そしてもう1つは、もう私は父が死ぬ前の、元の自分には戻れないのだろうという事。

それからうつ病を患い、会社を解雇され、社会復帰もままならない絶望の日々が数年続いた。
この頃の私は、ただうずくまって膝を抱えて、殻に閉じこもって居たかった。
犯罪被害にあう、遺族になるという事は、それまでの価値観を一変させ、人をどん底に追いやる。

その一方で、当時から付き合いがあった、現在の同居人・くらこに依存し、縋る日々が続いた。
毎日のように電話し、弱い心を吐き出した。辛い気持ちを吐露した。
今思うと、こうやって心の内をさらけ出す相手がいてくれた事は、どんなに私を救ってくれただろう。
今でも感謝しかない。

そして事件から3年、くらこと同居が始まったあたりから、私の心はある種の「再生」を始めた。
父の事を、事件の事を、忘れる事はもちろんない。
どんなに日々が過ぎても、いつまでもあの日の、父を亡くした喪失感は埋める事はできないし、今でも穴の空いた心は変わらない。でも「それでいいんだ」と思えるようになった自分がいる。

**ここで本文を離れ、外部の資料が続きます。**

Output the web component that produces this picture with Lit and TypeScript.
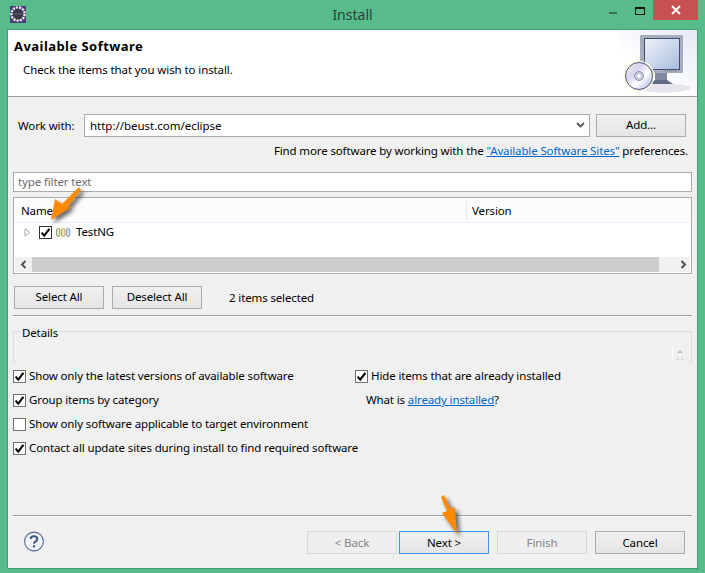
import { LitElement, html, css, svg } from "lit";
import { customElement } from "lit/decorators.js";

const check = svg`<path d="M2.6 6.6 L5.2 9.6 L10.4 2.8" fill="none" stroke="#000" stroke-width="2.1"/>`;

@customElement("app-root")
export class AppRoot extends LitElement {
  static styles = css`
    :host {
      display: block;
      width: 705px;
      height: 573px;
      font-family: "Noto Sans", "Open Sans", sans-serif;
      font-size: 11.5px;
      letter-spacing: -0.13px;
      color: #000;
    }
    * { box-sizing: border-box; }
    .frame {
      position: relative;
      width: 705px;
      height: 573px;
      background: #58bb8a;
      display: flex;
      flex-direction: column;
      overflow: hidden;
    }
    .titlebar {
      height: 29px;
      flex: none;
      display: grid;
      grid-template-columns: 1fr auto 1fr;
      align-items: start;
    }
    .appicon { margin: 6px 0 0 10px; display: block; }
    .wtitle { font-size: 14px; letter-spacing: 0; color: #2f3f38; margin-top: 5px; line-height: 20px; }
    .wbtns { display: flex; justify-content: flex-end; align-items: start; margin-right: 7px; }
    .wmin { width: 8px; height: 2px; margin: 12px 0 0; background: #3e6f59; }
    .wmax { width: 10px; height: 8px; margin: 7px 0 0 18px; border: 1px solid #111; border-top-width: 2px; }
    .wclose {
      width: 45px; height: 20px; margin-left: 8px;
      background: #c75050;
      display: flex; align-items: center; justify-content: center;
    }
    .client {
      margin: 0 7px 4px;
      flex: 1;
      border: 1px solid #479b72;
      background: #f0f0f0;
      display: flex;
      flex-direction: column;
      min-height: 0;
    }
    .head {
      height: 67px;
      flex: none;
      background: #fff;
      border-bottom: 1px solid #a0a0a0;
      display: flex;
      justify-content: space-between;
    }
    .head-text { padding: 7px 0 0 6px; }
    .head-title { font-weight: 700; font-size: 13px; line-height: 18px; letter-spacing: 0.45px; }
    .head-sub { margin: 7px 0 0 9px; line-height: 16px; letter-spacing: -0.1px; }
    .wiz { display: block; }

    .work { display: flex; margin: 17px 10px 0; height: 23px; align-items: center; }
    .work-label { width: 66px; padding-bottom: 1px; }
    .combo {
      width: 506px; height: 23px;
      background: #fff; border: 1px solid #ababab;
      display: flex; align-items: center; justify-content: space-between;
      padding: 0 4px 1px 5px;
      letter-spacing: -0.02px;
    }
    .add { margin-left: 6px; }
    .btn {
      width: 90px; height: 23px; flex: none;
      border: 1px solid #acacac;
      background: linear-gradient(#f0f0f0, #e5e5e5);
      display: flex; align-items: center; justify-content: center;
      line-height: 16px;
      padding-bottom: 1px;
    }
    .btn.off { border-color: #d9d9d9; background: #efefef; color: #838383; }
    .btn.def { border-color: #3c94ef; }
    .more { margin: 6px 9px 0 0; text-align: right; line-height: 16px; }
    a { color: #0066cc; text-decoration: underline; }
    .filter {
      margin: 13px 5px 0;
      height: 20px;
      background: #fff; border: 1px solid #ababab;
      color: #6d6d6d;
      padding-left: 4px;
      line-height: 18px;
    }
    .tree {
      margin: 5px 5px 0;
      height: 77px;
      background: #fff;
      border: 1px solid #ababab;
      display: flex;
      flex-direction: column;
    }
    .thead {
      height: 25px; flex: none;
      background: #fcfcfc;
      border-bottom: 1px solid #e5eeff;
      display: grid;
      grid-template-columns: 452px 1fr;
      line-height: 26px;
    }
    .thead div:first-child { padding-left: 7px; }
    .thead div:last-child { border-left: 1px solid #e8e8e8; padding-left: 5px; margin: 3px 0; line-height: 20px; }
    .trow { flex: 1; display: flex; align-items: flex-start; padding-top: 1px; line-height: 16px; }
    .twist { margin: 4px 0 0 10px; display: block; }
    .trow .cb { margin: 2px 4px 0 8px; }
    .bundles { margin: 4px 5px 0 0; display: block; }
    .hbar { height: 15px; flex: none; margin: 0 1px 1px; background: #f0f0f0; display: flex; align-items: stretch; }
    .hbar-btn { width: 17px; flex: none; display: flex; align-items: center; justify-content: center; }
    .hbar-thumb { width: 627px; flex: none; background: #cdcdcd; }
    .hbar-rest { flex: 1; display: flex; align-items: center; justify-content: flex-end; padding-right: 3px; }
    .cb {
      width: 13px; height: 13px; flex: none;
      background: #fff; border: 1px solid #707070;
      display: block;
      position: relative;
    }
    .cb svg { position: absolute; left: -1px; top: -1px; }
    .cb.dark { border-color: #333; }
    .selrow { display: flex; align-items: center; margin: 12px 0 0 6px; height: 23px; }
    .selrow .btn + .btn { margin-left: 8px; }
    .selcount { margin-left: 27px; padding-bottom: 1px; }
    .sep { height: 2px; flex: none; margin: 6px 5px 0; border-top: 1px solid #a0a0a0; border-bottom: 1px solid #fff; }
    .sep.foot-sep { margin-top: 0; }
    .details {
      position: relative;
      margin: 14px 5px 0;
      height: 31px;
      border: 1px solid #dcdcdc;
      border-bottom: none;
    }
    .details-label {
      position: absolute; left: 6px; top: -7px;
      background: #f0f0f0; padding: 0 3px 0 2px; line-height: 16px;
    }
    .details-scroll { position: absolute; right: 3px; top: 15px; display: block; }
    .details-stub {
      position: absolute; bottom: 0; width: 2px; height: 1px; background: #dcdcdc;
    }
    .stub-l { left: 0; }
    .stub-r { right: 0; }
    .opts {
      margin: 2px 0 0 5px;
      display: grid;
      grid-template-columns: 342px 1fr;
      grid-auto-rows: 24px;
      align-items: center;
    }
    .opt { display: flex; align-items: center; gap: 3px; line-height: 16px; white-space: nowrap; }
    .opt-col { grid-column: 1; }
    .what { padding-left: 11px; line-height: 16px; }
    .grow { flex: 1; }
    .foot { height: 51px; flex: none; display: flex; padding: 14px 12px 0 16px; }
    .help { display: block; margin-top: 0; }
    .foot-btns { margin-left: auto; display: flex; }
    .foot-btns .btn { padding: 1px 0 0; }
    .foot-btns .btn + .btn { margin-left: 8px; }
    .foot-btns .btn.def { margin-left: 2px; }
    .arrows { position: absolute; left: 0; top: 0; pointer-events: none; }
    .arrow { fill: #ff8a00; filter: drop-shadow(3px 3px 2px rgba(0,0,0,.6)); }
  `;

  private box(on: boolean, dark = false) {
    return html`<span class="cb ${dark ? "dark" : ""}">${on
      ? html`<svg width="13" height="13" viewBox="0 0 13 13">${check}</svg>`
      : ""}</span>`;
  }

  private opt(label: string, on: boolean) {
    return html`<div class="opt">${this.box(on)}<span>${label}</span></div>`;
  }

  render() {
    return html`
      <div class="frame">
        <div class="titlebar">
          <svg class="appicon" width="16" height="17" viewBox="0 0 16 17">
            <rect width="16" height="17" fill="#4b3a7c"/>
            <circle cx="8" cy="8" r="6.6" fill="none" stroke="#e8e8e8" stroke-width="2.4" stroke-dasharray="2.2 1"/>
            <circle cx="8" cy="8" r="5" fill="#3a3a44"/>
            <rect x="3.5" y="7.5" width="9" height="1" fill="#6b6390"/>
          </svg>
          <div class="wtitle">Install</div>
          <div class="wbtns">
            <div class="wmin"></div>
            <div class="wmax"></div>
            <div class="wclose">
              <svg width="10" height="10" viewBox="0 0 10 10"><path d="M1 1 L9 9 M9 1 L1 9" stroke="#fff" stroke-width="2"/></svg>
            </div>
          </div>
        </div>
        <div class="client">
          <div class="head">
            <div class="head-text">
              <div class="head-title">Available Software</div>
              <div class="head-sub">Check the items that you wish to install.</div>
            </div>
            <svg class="wiz" width="78" height="66" viewBox="0 0 78 66">
              <defs>
                <linearGradient id="bg" x1="0" y1="1" x2="1" y2="0">
                  <stop offset="0.35" stop-color="#fff"/>
                  <stop offset="1" stop-color="#e3e9f6"/>
                </linearGradient>
                <linearGradient id="scr" x1="0" y1="0" x2="1" y2="1">
                  <stop offset="0" stop-color="#eef2fa"/>
                  <stop offset="1" stop-color="#a9bddd"/>
                </linearGradient>
                <linearGradient id="disc" x1="0" y1="0" x2="1" y2="1">
                  <stop offset="0" stop-color="#f3f0c8"/>
                  <stop offset="0.35" stop-color="#d8d4f4"/>
                  <stop offset="0.6" stop-color="#ffffff"/>
                  <stop offset="1" stop-color="#a9a5e0"/>
                </linearGradient>
              </defs>
              <rect width="78" height="66" fill="url(#bg)"/>
              <ellipse cx="44" cy="58" rx="28" ry="4.5" fill="#e4dfe8" opacity=".85"/>
              <rect x="21" y="5" width="43" height="38" fill="#a7adbb"/>
              <rect x="25" y="8" width="36" height="32" fill="#3f4f78"/>
              <rect x="26" y="9" width="34" height="30" fill="url(#scr)"/>
              <path d="M46 41 h12" stroke="#6d7488" stroke-width="1" stroke-dasharray="1 1"/>
              <rect x="36" y="43" width="12" height="7" fill="#7f889d"/>
              <path d="M36 50 h12 l6 4 h-24z" fill="#5e6a85"/>
              <circle cx="20" cy="46" r="15.5" fill="#fbf9d8" opacity=".8"/>
              <circle cx="20" cy="46" r="13.5" fill="url(#disc)" stroke="#4c5a86" stroke-width="1"/>
              <circle cx="20" cy="46" r="4.5" fill="#c9ccd8" stroke="#8c92a8"/>
              <circle cx="20" cy="46" r="1.8" fill="#fff"/>
            </svg>
          </div>

          <div class="work">
            <div class="work-label">Work with:</div>
            <div class="combo">
              <span>http://beust.com/eclipse</span>
              <svg width="9" height="6" viewBox="0 0 9 6"><path d="M1 1 L4.5 4.5 L8 1" fill="none" stroke="#555" stroke-width="1.8"/></svg>
            </div>
            <div class="btn add">Add...</div>
          </div>
          <div class="more">Find more software by working with the <a>"Available Software Sites"</a> preferences.</div>

          <div class="filter">type filter text</div>

          <div class="tree">
            <div class="thead"><div>Name</div><div>Version</div></div>
            <div class="trow">
              <svg class="twist" width="7" height="9" viewBox="0 0 7 9"><path d="M1 .8 L5.8 4.5 L1 8.2z" fill="#fff" stroke="#a6a6a6"/></svg>
              ${this.box(true, true)}
              <svg class="bundles" width="15" height="9" viewBox="0 0 15 9">
                <rect x=".5" y=".5" width="3.4" height="8" rx="1.5" fill="#dfe8c8" stroke="#8aa56a"/>
                <rect x="5.5" y=".5" width="3.4" height="8" rx="1.5" fill="#f2e6b8" stroke="#c6a452"/>
                <rect x="10.5" y=".5" width="3.4" height="8" rx="1.5" fill="#d4e0f2" stroke="#7c96c4"/>
              </svg>
              <span>TestNG</span>
            </div>
            <div class="hbar">
              <div class="hbar-btn"><svg width="7" height="9" viewBox="0 0 7 9"><path d="M5.5 1 L2 4.5 L5.5 8" fill="none" stroke="#505050" stroke-width="2"/></svg></div>
              <div class="hbar-thumb"></div>
              <div class="hbar-rest"><svg width="7" height="9" viewBox="0 0 7 9"><path d="M1.5 1 L5 4.5 L1.5 8" fill="none" stroke="#505050" stroke-width="2"/></svg></div>
            </div>
          </div>

          <div class="selrow">
            <div class="btn">Select All</div>
            <div class="btn">Deselect All</div>
            <div class="selcount">2 items selected</div>
          </div>

          <div class="sep"></div>

          <div class="details">
            <div class="details-label">Details</div>
            <svg class="details-scroll" width="16" height="15" viewBox="0 0 16 15">
              <rect x="0" y="0" width="1" height="15" fill="#fff"/>
              <path d="M5 6 L8 3 L11 6z" fill="#bdbdbd"/>
              <path d="M5 11 L7 13 H5z M11 11 L9 13 H11z" fill="#bdbdbd"/>
            </svg>
            <div class="details-stub stub-l"></div>
            <div class="details-stub stub-r"></div>
          </div>

          <div class="opts">
            ${this.opt("Show only the latest versions of available software", true)}
            ${this.opt("Hide items that are already installed", true)}
            ${this.opt("Group items by category", true)}
            <div class="what">What is <a>already installed</a>?</div>
            <div class="opt-col">${this.opt("Show only software applicable to target environment", false)}</div>
            <div class="opt-col">${this.opt("Contact all update sites during install to find required software", true)}</div>
          </div>

          <div class="grow"></div>
          <div class="sep foot-sep"></div>

          <div class="foot">
            <svg class="help" width="20" height="21" viewBox="0 0 20 21">
              <circle cx="10" cy="10.5" r="9.4" fill="#f4f5f8" stroke="#53688f" stroke-width="1.1"/>
              <path d="M6.7 8 C6.7 4.4 13.3 4.4 13.3 8 C13.3 10.4 10 10.2 10 12.8" fill="none" stroke="#41598a" stroke-width="2.1"/>
              <rect x="8.9" y="14.2" width="2.2" height="2.3" fill="#41598a"/>
            </svg>
            <div class="foot-btns">
              <div class="btn off">&lt; Back</div>
              <div class="btn def">Next &gt;</div>
              <div class="btn off">Finish</div>
              <div class="btn">Cancel</div>
            </div>
          </div>
        </div>

        <svg class="arrows" width="705" height="573" viewBox="0 0 705 573">
          <polygon class="arrow" points="51,220 55,199 62,204 79,187 81,190 67,208 73,206"/>
          <polygon class="arrow" points="457,534 442,513 447,511 441,497 444,495 451,509 455,507"/>
        </svg>
      </div>
    `;
  }
}
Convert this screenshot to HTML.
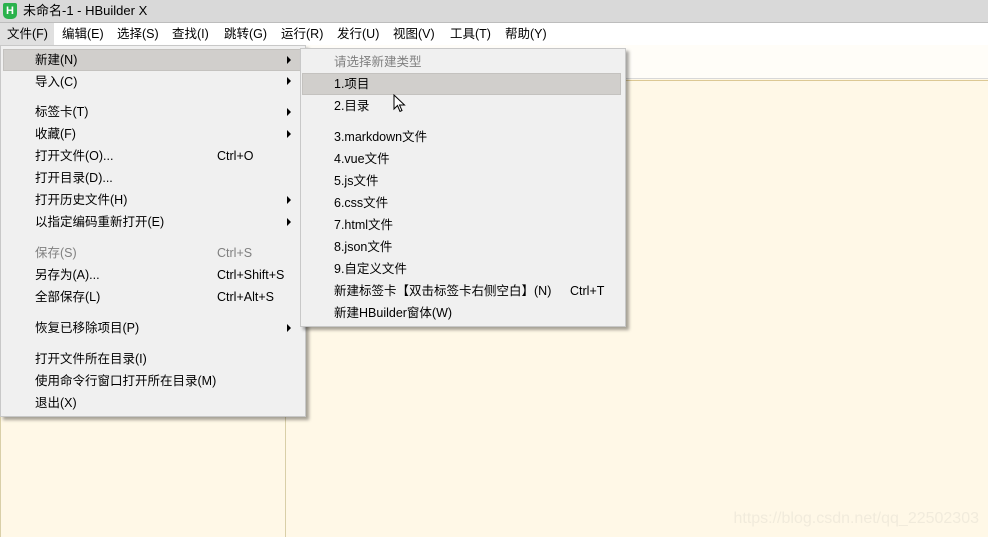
<!DOCTYPE html>
<html><head><meta charset="utf-8"><style>
*{margin:0;padding:0;box-sizing:border-box}
body{width:988px;height:537px;overflow:hidden;position:relative;background:#fff8e7;font-family:"Liberation Sans","Noto Sans CJK SC",sans-serif;font-size:12.5px;color:#000}
.abs{position:absolute}
#title{left:0;top:0;width:988px;height:23px;background:#d9d9d9;border-bottom:1px solid #bdbdbd}
#title span{position:absolute;left:23px;top:3px;font-size:13px;line-height:16px}
#logo{left:3px;top:3px;width:14px;height:16px;background:#2bb24c;border-radius:2px 2px 5px 5px;color:#fff;font-size:11px;font-weight:bold;text-align:center;line-height:16px}
#menubar{left:0;top:23px;width:988px;height:22px;background:#fff}
.mb{position:absolute;top:3px;line-height:16px}
#filehl{left:0;top:23px;width:54px;height:22px;background:#e0e0e0}
#tool{left:0;top:45px;width:988px;height:33px;background:#fffdf8}
#l1{left:0;top:78px;width:988px;height:1px;background:#d8d8d8}
#l2{left:0;top:80px;width:988px;height:1px;background:#dcc894}
#vl{left:285px;top:81px;width:1px;height:456px;background:#d9cfa8}
#vl0{left:0;top:81px;width:1px;height:456px;background:#d9cfa8}
.menu{position:absolute;background:#f0f0f0;border:1px solid #c8c8c8;box-shadow:3px 3px 3px rgba(0,0,0,.35)}
.it{position:absolute;white-space:nowrap;line-height:16px}
.hl{position:absolute;background:#d1cfcc;border:1px solid #c4c2bf}
.ar{position:absolute;width:0;height:0;border-left:4px solid #000;border-top:4px solid transparent;border-bottom:4px solid transparent}
.g{color:#808080}
#wm{right:9px;top:510px;color:#f1ebdc;font-size:16px;line-height:18px}
</style></head><body>
<div id="title" class="abs"><span>未命名-1 - HBuilder X</span></div>
<div id="logo" class="abs">H</div>
<div id="menubar" class="abs"></div>
<div id="filehl" class="abs"></div>
<div class="abs" style="left:0;top:23px;width:988px;height:22px">
<span class="mb" style="left:7px">文件(F)</span><span class="mb" style="left:62px">编辑(E)</span><span class="mb" style="left:117px">选择(S)</span><span class="mb" style="left:172px">查找(I)</span><span class="mb" style="left:224px">跳转(G)</span><span class="mb" style="left:281px">运行(R)</span><span class="mb" style="left:337px">发行(U)</span><span class="mb" style="left:393px">视图(V)</span><span class="mb" style="left:450px">工具(T)</span><span class="mb" style="left:505px">帮助(Y)</span>
</div>
<div id="tool" class="abs"></div>
<div id="l1" class="abs"></div><div id="l2" class="abs"></div>
<div id="vl" class="abs"></div><div id="vl0" class="abs"></div>
<div id="wm" class="abs">https://blog.csdn.net/qq_22502303</div>

<div class="menu" style="left:0;top:45px;width:306px;height:372px"></div>
<div class="hl" style="left:3px;top:49px;width:298px;height:22px"></div>
<div class="abs" style="left:0;top:0">
<span class="it" style="left:35px;top:52px">新建(N)</span>
<span class="it" style="left:35px;top:74px">导入(C)</span>
<span class="it" style="left:35px;top:104px">标签卡(T)</span>
<span class="it" style="left:35px;top:126px">收藏(F)</span>
<span class="it" style="left:35px;top:148px">打开文件(O)...</span><span class="it" style="left:217px;top:148px">Ctrl+O</span>
<span class="it" style="left:35px;top:170px">打开目录(D)...</span>
<span class="it" style="left:35px;top:192px">打开历史文件(H)</span>
<span class="it" style="left:35px;top:214px">以指定编码重新打开(E)</span>
<span class="it g" style="left:35px;top:245px">保存(S)</span><span class="it g" style="left:217px;top:245px">Ctrl+S</span>
<span class="it" style="left:35px;top:267px">另存为(A)...</span><span class="it" style="left:217px;top:267px">Ctrl+Shift+S</span>
<span class="it" style="left:35px;top:289px">全部保存(L)</span><span class="it" style="left:217px;top:289px">Ctrl+Alt+S</span>
<span class="it" style="left:35px;top:320px">恢复已移除项目(P)</span>
<span class="it" style="left:35px;top:351px">打开文件所在目录(I)</span>
<span class="it" style="left:35px;top:373px">使用命令行窗口打开所在目录(M)</span>
<span class="it" style="left:35px;top:395px">退出(X)</span>
<div class="ar" style="left:287px;top:56px"></div>
<div class="ar" style="left:287px;top:77px"></div>
<div class="ar" style="left:287px;top:108px"></div>
<div class="ar" style="left:287px;top:130px"></div>
<div class="ar" style="left:287px;top:196px"></div>
<div class="ar" style="left:287px;top:218px"></div>
<div class="ar" style="left:287px;top:324px"></div>
</div>

<div class="menu" style="left:300px;top:48px;width:326px;height:279px"></div>
<div class="hl" style="left:302px;top:73px;width:319px;height:22px"></div>
<div class="abs" style="left:0;top:0">
<span class="it g" style="left:334px;top:54px">请选择新建类型</span>
<span class="it" style="left:334px;top:76px">1.项目</span>
<span class="it" style="left:334px;top:98px">2.目录</span>
<span class="it" style="left:334px;top:129px">3.markdown文件</span>
<span class="it" style="left:334px;top:151px">4.vue文件</span>
<span class="it" style="left:334px;top:173px">5.js文件</span>
<span class="it" style="left:334px;top:195px">6.css文件</span>
<span class="it" style="left:334px;top:217px">7.html文件</span>
<span class="it" style="left:334px;top:239px">8.json文件</span>
<span class="it" style="left:334px;top:261px">9.自定义文件</span>
<span class="it" style="left:334px;top:283px">新建标签卡【双击标签卡右侧空白】(N)</span><span class="it" style="left:570px;top:283px">Ctrl+T</span>
<span class="it" style="left:334px;top:305px">新建HBuilder窗体(W)</span>
</div>
<svg class="abs" style="left:393px;top:94px" width="14" height="20" viewBox="0 0 14 20"><path d="M1 1 L1 15 L4.5 11.5 L7 17.5 L9 16.5 L6.5 11 L11.5 11 Z" fill="#fff" stroke="#000" stroke-width="1"/></svg>
</body></html>
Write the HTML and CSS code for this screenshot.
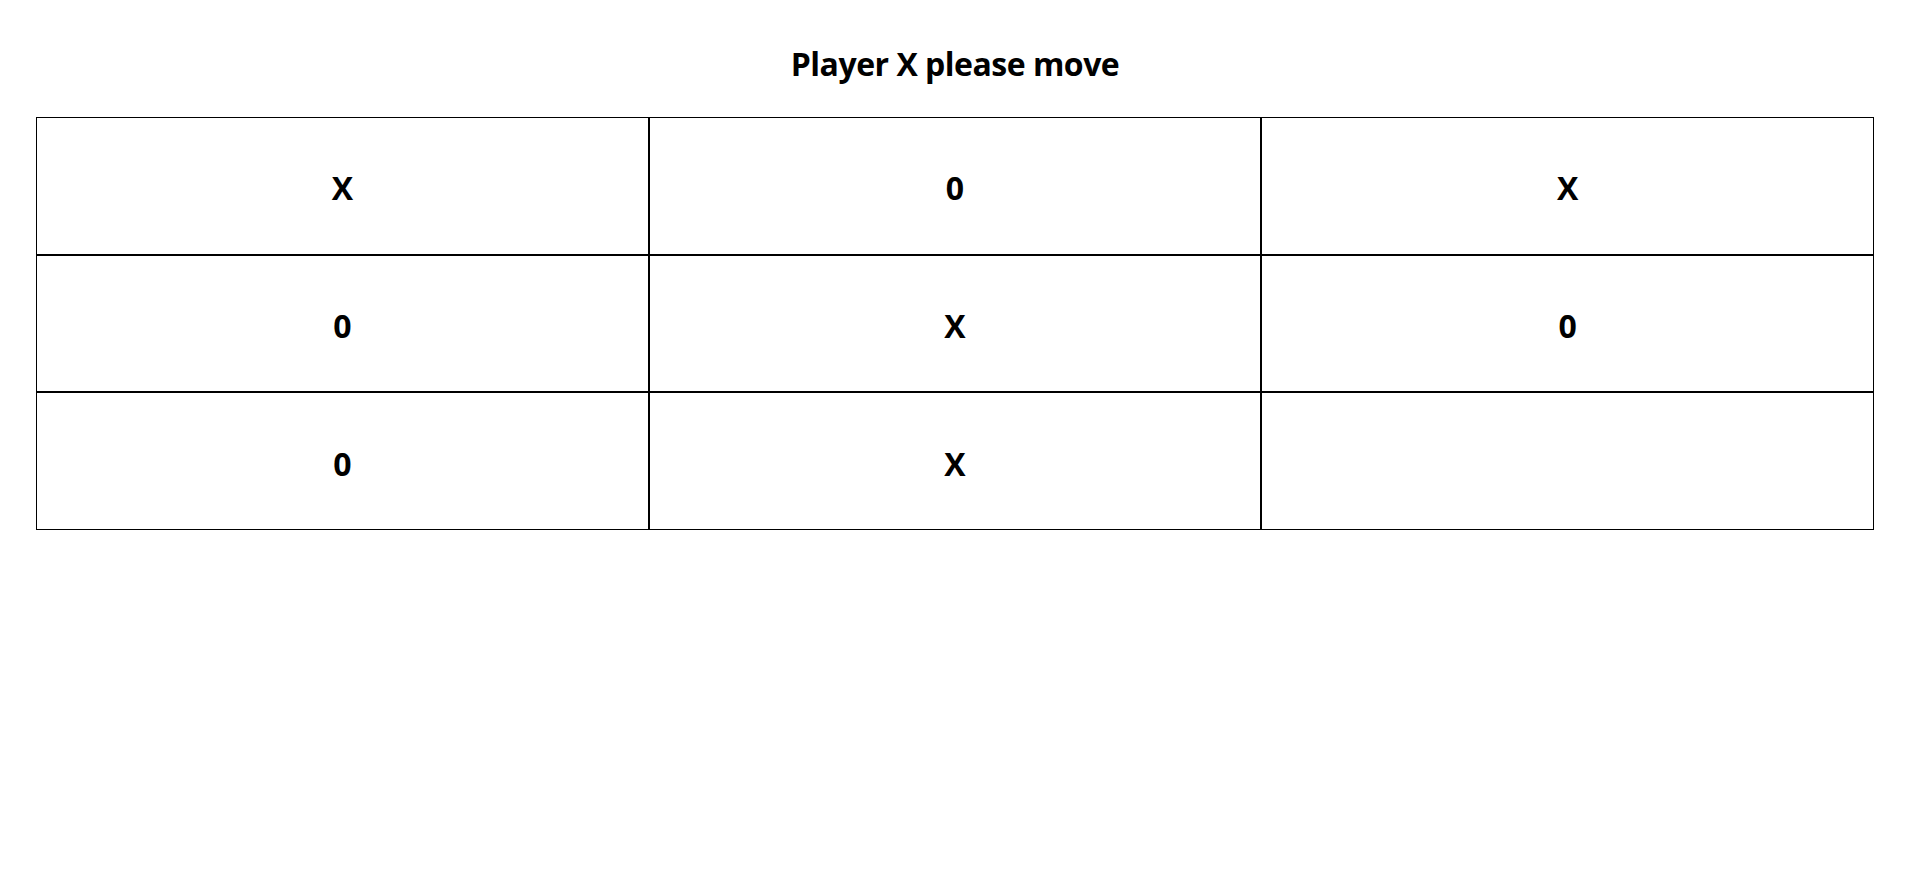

そして、二度と楽しい事なんてないと思っていた私は、今、色々な事を楽しめるようになった。
元々好きだった漫画を読むのが楽しい。今では仕事になった、漫画やイラストを描くのも楽しい。
テレビを見て笑う事も出来るし、くらことの毎日の何げないくだらないやり取りは冗談に満ちている。
同居人の犬や猫の仕草は愛おしい。
二度と感じる事はないだろうと思っていた、人間らしい感情は、流れる時間の中で、ゆっくりゆっくりと戻ってきた。

一方でもう一つ確信していた事がある。
私はもう、11年前の、父が生きていた頃の自分に戻る事は出来ない。
それがこれからの私の人生でやはり変わる事のない、現実なのだなという事も、11年の歳月が立証した。 あの頃のように、ただ自分の幸せを思い描いて、楽しく毎日を生きていた私にはもう戻れない。
悲惨なニュースを見れば、父の事を思い出し、犯罪に心から怒りや悔しさが湧くし、辛さがこみ上げる。

もし、この11年間、犯罪被害者遺族として生きた事に、何か意味を見出すとしたら

  「昔に戻れない事」

それが、意味なのかもしれないと最近思うようになった。
犯罪被害者やその遺族、関係者に対する支援の在り方など、こういう立場の人間になったからこそ、思う事・言いたい事がある。伝えたい事がある。

犯罪被害者はもっと声を上げて、世の中に犯罪に対する思いを、ぶつけていいのではないかというのが私の考えだ。
もちろん事件にあった直後などに無理をする必要はない。時間が必要な人には支援が必要な場合もある。
Poenaの活動に参加させてもらうようになって、私は多くの事を学んだし、同じ思いで活動している方たちのいる心強さをもらった。
そしてこれから、もっと多くの人の意見や考えを聞いてみたいと思っている。

父を失った傷は癒える事のない私の一部だ。そんな心を抱えた人や、そういう人間に寄り添おうと考えてくれている人がいるのなら、その輪が広がっていけばいいと思っている。そしていつか、「犯罪被害」という悲しい事件が、この世からなくなる日が来れば、私たちが今、精一杯の思いを伝える意味は未来に繋がるのだと信じたい。